The ape stirred from his catatonic state. Manson bent his head forward and presented his neck to Wold. It was a move that reminded Remington of a prisoner at Metro pu
tting his wrists through a cell door’s hand hole to be cuffed. Cattle prod always at the ready, the trainer clipped a length of aluminum chain to the ape’s collar, opened the cage, and led him out.
“Sometimes, you know, when he’s resting, I just sit and stare at the swastika I put on him,” Wold said. “It’s like a mandala they use in Eastern meditation, you know? Clears your mind considerably.”
“Some chimp wizard,” Layla managed to say, her voice still a whisper. “Using a cattle prod.”
Wold stopped and looked back at her. “Do I contradict myself? All right, then, I contradict myself. It is my pleasure to use the monster against those who made him that way.”
He led the passive, shambling chimp toward the door of the workshop. Wold stopped to pick up the assault rifle he had been stripping down and putting back together.
“Wold,” Remington croaked, “don’t leave me here.”
“Goodbye, Detective. I don’t know when I’ll be back.”
“Wold! George! Don’t leave me. Please!”
He was gone. After a beat, Remington heard the faraway sound of a car engine turning over.
She began to weep.
—
Her mind was not her own. As night began to settle on Wold’s workshop madhouse, the montane cold crept into her cage like fingers of death. Thirst gripped her until she felt capable of no other thought than the wish to quench it.
Her father walked into the room. “Daddy!” Layla called. Gene had come to rescue her the way he had so many times in her childhood. But something was wrong. He wasn’t really there. He hadn’t come. No one had. She was alone.

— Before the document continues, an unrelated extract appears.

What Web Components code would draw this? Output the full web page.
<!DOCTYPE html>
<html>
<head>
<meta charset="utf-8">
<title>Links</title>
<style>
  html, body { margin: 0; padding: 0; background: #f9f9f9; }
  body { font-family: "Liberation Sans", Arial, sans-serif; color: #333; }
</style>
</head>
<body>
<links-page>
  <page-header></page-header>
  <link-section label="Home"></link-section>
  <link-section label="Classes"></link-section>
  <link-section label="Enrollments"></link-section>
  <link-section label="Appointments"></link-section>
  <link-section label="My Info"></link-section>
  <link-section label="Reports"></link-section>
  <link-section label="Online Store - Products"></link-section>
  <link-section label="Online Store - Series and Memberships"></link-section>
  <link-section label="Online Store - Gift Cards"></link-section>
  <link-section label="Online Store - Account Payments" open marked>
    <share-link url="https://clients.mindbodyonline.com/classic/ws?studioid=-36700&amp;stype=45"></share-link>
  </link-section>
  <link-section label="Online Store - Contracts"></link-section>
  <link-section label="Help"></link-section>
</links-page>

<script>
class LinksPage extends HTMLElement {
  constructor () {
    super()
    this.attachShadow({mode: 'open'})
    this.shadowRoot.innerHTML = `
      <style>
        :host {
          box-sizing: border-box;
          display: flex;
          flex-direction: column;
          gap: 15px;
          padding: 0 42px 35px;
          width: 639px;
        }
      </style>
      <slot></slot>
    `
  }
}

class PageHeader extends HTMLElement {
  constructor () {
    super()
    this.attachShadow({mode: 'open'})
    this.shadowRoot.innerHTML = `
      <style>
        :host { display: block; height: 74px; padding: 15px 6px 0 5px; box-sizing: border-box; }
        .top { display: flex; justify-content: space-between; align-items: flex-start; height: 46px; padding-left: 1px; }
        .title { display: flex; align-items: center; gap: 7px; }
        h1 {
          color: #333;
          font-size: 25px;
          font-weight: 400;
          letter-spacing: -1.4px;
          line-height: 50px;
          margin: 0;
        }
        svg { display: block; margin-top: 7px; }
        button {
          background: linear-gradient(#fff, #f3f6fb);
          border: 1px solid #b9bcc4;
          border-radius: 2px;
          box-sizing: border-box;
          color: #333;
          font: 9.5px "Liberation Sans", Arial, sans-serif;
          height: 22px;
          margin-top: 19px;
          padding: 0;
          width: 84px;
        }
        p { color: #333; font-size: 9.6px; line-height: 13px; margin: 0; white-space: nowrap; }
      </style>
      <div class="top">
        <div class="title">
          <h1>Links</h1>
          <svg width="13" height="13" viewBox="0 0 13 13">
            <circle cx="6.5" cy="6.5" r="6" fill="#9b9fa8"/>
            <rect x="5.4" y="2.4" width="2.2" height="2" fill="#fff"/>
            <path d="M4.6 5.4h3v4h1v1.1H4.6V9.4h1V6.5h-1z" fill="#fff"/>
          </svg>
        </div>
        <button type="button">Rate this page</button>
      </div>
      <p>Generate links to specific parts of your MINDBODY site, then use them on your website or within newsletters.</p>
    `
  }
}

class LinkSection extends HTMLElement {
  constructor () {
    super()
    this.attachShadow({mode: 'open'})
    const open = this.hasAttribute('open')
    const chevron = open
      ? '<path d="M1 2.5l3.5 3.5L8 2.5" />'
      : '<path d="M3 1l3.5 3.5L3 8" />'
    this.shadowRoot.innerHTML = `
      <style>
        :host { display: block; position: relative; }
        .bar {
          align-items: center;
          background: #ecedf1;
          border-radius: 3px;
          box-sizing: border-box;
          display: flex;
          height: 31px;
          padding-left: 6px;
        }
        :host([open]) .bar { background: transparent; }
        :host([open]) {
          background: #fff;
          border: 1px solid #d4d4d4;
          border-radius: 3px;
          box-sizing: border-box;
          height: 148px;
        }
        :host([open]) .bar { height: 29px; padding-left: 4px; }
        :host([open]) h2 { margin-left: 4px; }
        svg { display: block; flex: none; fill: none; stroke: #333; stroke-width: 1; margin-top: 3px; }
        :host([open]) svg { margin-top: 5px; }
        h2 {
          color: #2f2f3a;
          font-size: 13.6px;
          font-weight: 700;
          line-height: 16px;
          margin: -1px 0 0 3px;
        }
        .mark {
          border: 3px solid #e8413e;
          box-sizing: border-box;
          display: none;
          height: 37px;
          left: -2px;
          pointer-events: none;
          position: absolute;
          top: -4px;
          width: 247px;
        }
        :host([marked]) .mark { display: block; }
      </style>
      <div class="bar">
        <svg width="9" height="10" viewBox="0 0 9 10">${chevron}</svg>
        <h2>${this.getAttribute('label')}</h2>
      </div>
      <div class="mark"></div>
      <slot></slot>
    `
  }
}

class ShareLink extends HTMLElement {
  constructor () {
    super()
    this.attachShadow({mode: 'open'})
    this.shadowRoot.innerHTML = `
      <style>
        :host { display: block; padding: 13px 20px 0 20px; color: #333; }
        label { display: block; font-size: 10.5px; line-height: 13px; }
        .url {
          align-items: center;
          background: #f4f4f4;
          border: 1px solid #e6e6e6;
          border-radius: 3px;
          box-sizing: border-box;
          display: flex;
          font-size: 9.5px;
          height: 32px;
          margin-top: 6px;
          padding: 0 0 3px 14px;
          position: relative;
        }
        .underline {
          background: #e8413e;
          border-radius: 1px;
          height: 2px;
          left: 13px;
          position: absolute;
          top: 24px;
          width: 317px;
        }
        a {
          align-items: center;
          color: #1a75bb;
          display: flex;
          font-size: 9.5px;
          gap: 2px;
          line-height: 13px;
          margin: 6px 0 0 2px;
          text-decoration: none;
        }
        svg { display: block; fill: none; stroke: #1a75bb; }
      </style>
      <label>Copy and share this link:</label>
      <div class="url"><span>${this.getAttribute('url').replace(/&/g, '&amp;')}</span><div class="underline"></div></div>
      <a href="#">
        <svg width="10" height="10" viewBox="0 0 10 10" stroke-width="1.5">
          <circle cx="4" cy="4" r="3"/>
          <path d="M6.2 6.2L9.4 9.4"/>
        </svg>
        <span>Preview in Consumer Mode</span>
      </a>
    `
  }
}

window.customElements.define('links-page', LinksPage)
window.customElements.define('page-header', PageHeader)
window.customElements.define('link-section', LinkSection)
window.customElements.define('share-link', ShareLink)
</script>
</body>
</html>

She thought of the ape story from Robert Heinlein that Gene had told her about. How, in a cell with four ways out, the ape had found a fifth way. Shivering, she scrabbled through the tight precincts of her confinement, searching for something—anything—that might help her escape. She chewed off one of her fingernails and tried to pick the lock of her cage with it. A sad, pathetic idea. She cried when it didn’t work.